Stated problem. Set down all of the data that follows word for word, without the images.
╭─ Material
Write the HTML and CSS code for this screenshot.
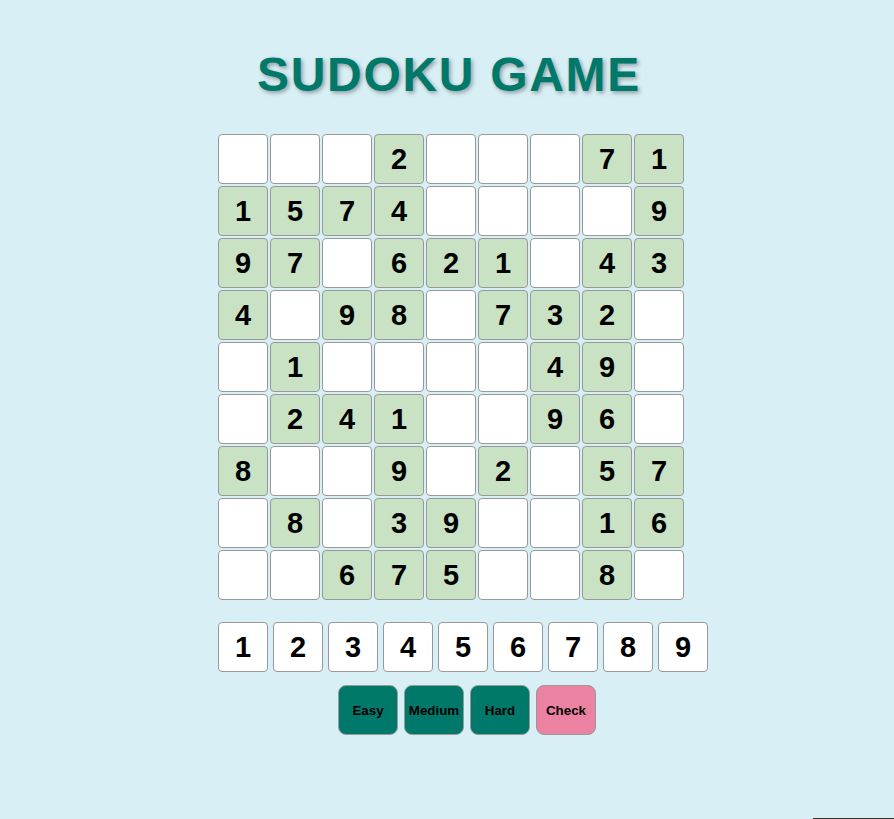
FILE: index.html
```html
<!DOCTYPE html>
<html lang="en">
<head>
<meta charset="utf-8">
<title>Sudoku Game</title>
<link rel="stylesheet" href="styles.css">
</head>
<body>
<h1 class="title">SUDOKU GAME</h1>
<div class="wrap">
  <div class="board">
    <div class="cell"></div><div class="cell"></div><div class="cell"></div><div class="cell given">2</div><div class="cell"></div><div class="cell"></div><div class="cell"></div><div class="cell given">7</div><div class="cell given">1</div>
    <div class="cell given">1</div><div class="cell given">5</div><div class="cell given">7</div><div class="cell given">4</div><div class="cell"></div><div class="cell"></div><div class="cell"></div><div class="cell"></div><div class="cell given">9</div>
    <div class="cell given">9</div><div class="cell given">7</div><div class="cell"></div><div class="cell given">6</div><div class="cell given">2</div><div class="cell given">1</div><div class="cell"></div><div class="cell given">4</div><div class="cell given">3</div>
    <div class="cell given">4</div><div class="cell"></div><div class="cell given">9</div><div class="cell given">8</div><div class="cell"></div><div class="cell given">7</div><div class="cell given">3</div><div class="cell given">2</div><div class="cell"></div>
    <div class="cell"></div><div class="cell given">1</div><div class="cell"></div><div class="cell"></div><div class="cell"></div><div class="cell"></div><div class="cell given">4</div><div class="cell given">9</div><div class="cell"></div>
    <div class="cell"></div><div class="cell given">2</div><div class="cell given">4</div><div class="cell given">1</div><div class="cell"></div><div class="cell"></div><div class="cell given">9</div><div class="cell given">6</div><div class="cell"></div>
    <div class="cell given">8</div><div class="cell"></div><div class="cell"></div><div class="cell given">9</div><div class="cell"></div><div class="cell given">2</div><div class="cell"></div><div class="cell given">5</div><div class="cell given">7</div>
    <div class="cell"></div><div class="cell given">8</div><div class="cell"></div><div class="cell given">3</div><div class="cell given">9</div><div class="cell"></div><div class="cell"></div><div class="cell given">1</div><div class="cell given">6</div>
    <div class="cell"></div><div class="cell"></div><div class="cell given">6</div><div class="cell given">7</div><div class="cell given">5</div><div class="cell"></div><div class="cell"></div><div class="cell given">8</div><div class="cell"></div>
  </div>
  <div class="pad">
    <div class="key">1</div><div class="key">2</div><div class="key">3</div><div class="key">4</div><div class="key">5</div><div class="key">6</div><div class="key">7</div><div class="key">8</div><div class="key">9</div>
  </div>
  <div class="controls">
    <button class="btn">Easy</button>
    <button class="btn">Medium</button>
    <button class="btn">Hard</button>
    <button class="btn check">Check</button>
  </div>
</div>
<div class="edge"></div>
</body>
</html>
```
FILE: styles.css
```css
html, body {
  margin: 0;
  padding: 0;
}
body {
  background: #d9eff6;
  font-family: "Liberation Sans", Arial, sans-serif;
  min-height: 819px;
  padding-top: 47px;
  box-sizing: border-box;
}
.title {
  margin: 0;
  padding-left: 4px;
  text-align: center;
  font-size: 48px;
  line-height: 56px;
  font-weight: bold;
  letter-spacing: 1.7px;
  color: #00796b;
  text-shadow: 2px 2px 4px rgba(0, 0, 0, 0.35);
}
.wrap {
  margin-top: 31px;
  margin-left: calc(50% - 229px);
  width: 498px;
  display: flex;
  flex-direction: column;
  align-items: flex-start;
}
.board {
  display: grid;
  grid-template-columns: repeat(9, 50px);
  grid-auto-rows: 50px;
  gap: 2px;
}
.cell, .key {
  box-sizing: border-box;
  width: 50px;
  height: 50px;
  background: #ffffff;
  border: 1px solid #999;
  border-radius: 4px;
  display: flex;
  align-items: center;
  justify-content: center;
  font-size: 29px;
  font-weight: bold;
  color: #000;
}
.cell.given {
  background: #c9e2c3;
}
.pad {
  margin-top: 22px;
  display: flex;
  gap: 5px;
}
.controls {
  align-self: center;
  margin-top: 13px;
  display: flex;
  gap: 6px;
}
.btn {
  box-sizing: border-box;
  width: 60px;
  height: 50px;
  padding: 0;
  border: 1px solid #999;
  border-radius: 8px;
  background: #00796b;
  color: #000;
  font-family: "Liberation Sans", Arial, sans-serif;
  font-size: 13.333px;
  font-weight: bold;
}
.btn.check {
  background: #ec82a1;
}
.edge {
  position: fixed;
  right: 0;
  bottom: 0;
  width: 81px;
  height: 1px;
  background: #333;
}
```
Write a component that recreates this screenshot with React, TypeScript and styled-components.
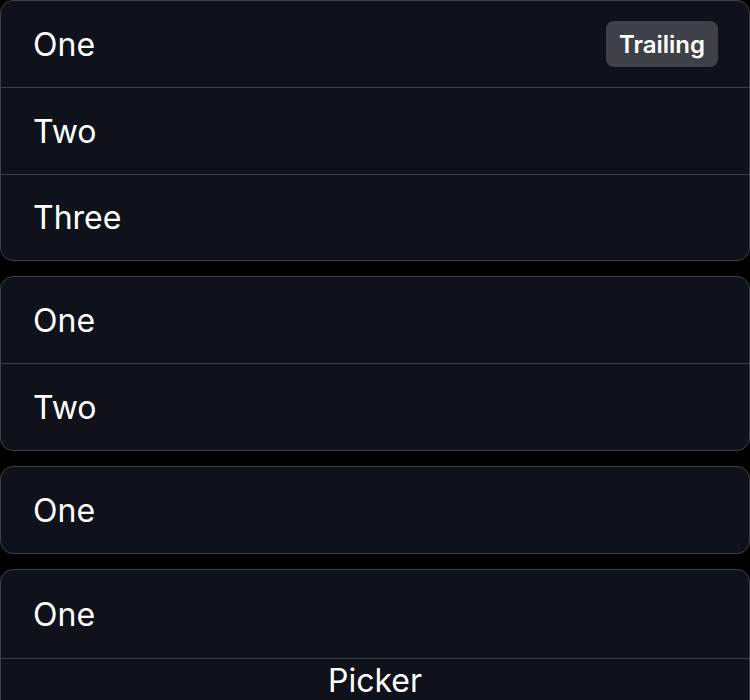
╰─
Final answer.
Write the HTML and CSS code for this screenshot.
FILE: index.html
```html
<!DOCTYPE html>
<html lang="en">
<head>
<meta charset="utf-8">
<title>Sudoku Game</title>
<link rel="stylesheet" href="styles.css">
</head>
<body>
<h1 class="title">SUDOKU GAME</h1>
<div class="wrap">
  <div class="board">
    <div class="cell"></div><div class="cell"></div><div class="cell"></div><div class="cell given">2</div><div class="cell"></div><div class="cell"></div><div class="cell"></div><div class="cell given">7</div><div class="cell given">1</div>
    <div class="cell given">1</div><div class="cell given">5</div><div class="cell given">7</div><div class="cell given">4</div><div class="cell"></div><div class="cell"></div><div class="cell"></div><div class="cell"></div><div class="cell given">9</div>
    <div class="cell given">9</div><div class="cell given">7</div><div class="cell"></div><div class="cell given">6</div><div class="cell given">2</div><div class="cell given">1</div><div class="cell"></div><div class="cell given">4</div><div class="cell given">3</div>
    <div class="cell given">4</div><div class="cell"></div><div class="cell given">9</div><div class="cell given">8</div><div class="cell"></div><div class="cell given">7</div><div class="cell given">3</div><div class="cell given">2</div><div class="cell"></div>
    <div class="cell"></div><div class="cell given">1</div><div class="cell"></div><div class="cell"></div><div class="cell"></div><div class="cell"></div><div class="cell given">4</div><div class="cell given">9</div><div class="cell"></div>
    <div class="cell"></div><div class="cell given">2</div><div class="cell given">4</div><div class="cell given">1</div><div class="cell"></div><div class="cell"></div><div class="cell given">9</div><div class="cell given">6</div><div class="cell"></div>
    <div class="cell given">8</div><div class="cell"></div><div class="cell"></div><div class="cell given">9</div><div class="cell"></div><div class="cell given">2</div><div class="cell"></div><div class="cell given">5</div><div class="cell given">7</div>
    <div class="cell"></div><div class="cell given">8</div><div class="cell"></div><div class="cell given">3</div><div class="cell given">9</div><div class="cell"></div><div class="cell"></div><div class="cell given">1</div><div class="cell given">6</div>
    <div class="cell"></div><div class="cell"></div><div class="cell given">6</div><div class="cell given">7</div><div class="cell given">5</div><div class="cell"></div><div class="cell"></div><div class="cell given">8</div><div class="cell"></div>
  </div>
  <div class="pad">
    <div class="key">1</div><div class="key">2</div><div class="key">3</div><div class="key">4</div><div class="key">5</div><div class="key">6</div><div class="key">7</div><div class="key">8</div><div class="key">9</div>
  </div>
  <div class="controls">
    <button class="btn">Easy</button>
    <button class="btn">Medium</button>
    <button class="btn">Hard</button>
    <button class="btn check">Check</button>
  </div>
</div>
<div class="edge"></div>
</body>
</html>
```
FILE: styles.css
```css
html, body {
  margin: 0;
  padding: 0;
}
body {
  background: #d9eff6;
  font-family: "Liberation Sans", Arial, sans-serif;
  min-height: 819px;
  padding-top: 47px;
  box-sizing: border-box;
}
.title {
  margin: 0;
  padding-left: 4px;
  text-align: center;
  font-size: 48px;
  line-height: 56px;
  font-weight: bold;
  letter-spacing: 1.7px;
  color: #00796b;
  text-shadow: 2px 2px 4px rgba(0, 0, 0, 0.35);
}
.wrap {
  margin-top: 31px;
  margin-left: calc(50% - 229px);
  width: 498px;
  display: flex;
  flex-direction: column;
  align-items: flex-start;
}
.board {
  display: grid;
  grid-template-columns: repeat(9, 50px);
  grid-auto-rows: 50px;
  gap: 2px;
}
.cell, .key {
  box-sizing: border-box;
  width: 50px;
  height: 50px;
  background: #ffffff;
  border: 1px solid #999;
  border-radius: 4px;
  display: flex;
  align-items: center;
  justify-content: center;
  font-size: 29px;
  font-weight: bold;
  color: #000;
}
.cell.given {
  background: #c9e2c3;
}
.pad {
  margin-top: 22px;
  display: flex;
  gap: 5px;
}
.controls {
  align-self: center;
  margin-top: 13px;
  display: flex;
  gap: 6px;
}
.btn {
  box-sizing: border-box;
  width: 60px;
  height: 50px;
  padding: 0;
  border: 1px solid #999;
  border-radius: 8px;
  background: #00796b;
  color: #000;
  font-family: "Liberation Sans", Arial, sans-serif;
  font-size: 13.333px;
  font-weight: bold;
}
.btn.check {
  background: #ec82a1;
}
.edge {
  position: fixed;
  right: 0;
  bottom: 0;
  width: 81px;
  height: 1px;
  background: #333;
}
```
Write a component that recreates this screenshot with React, TypeScript and styled-components.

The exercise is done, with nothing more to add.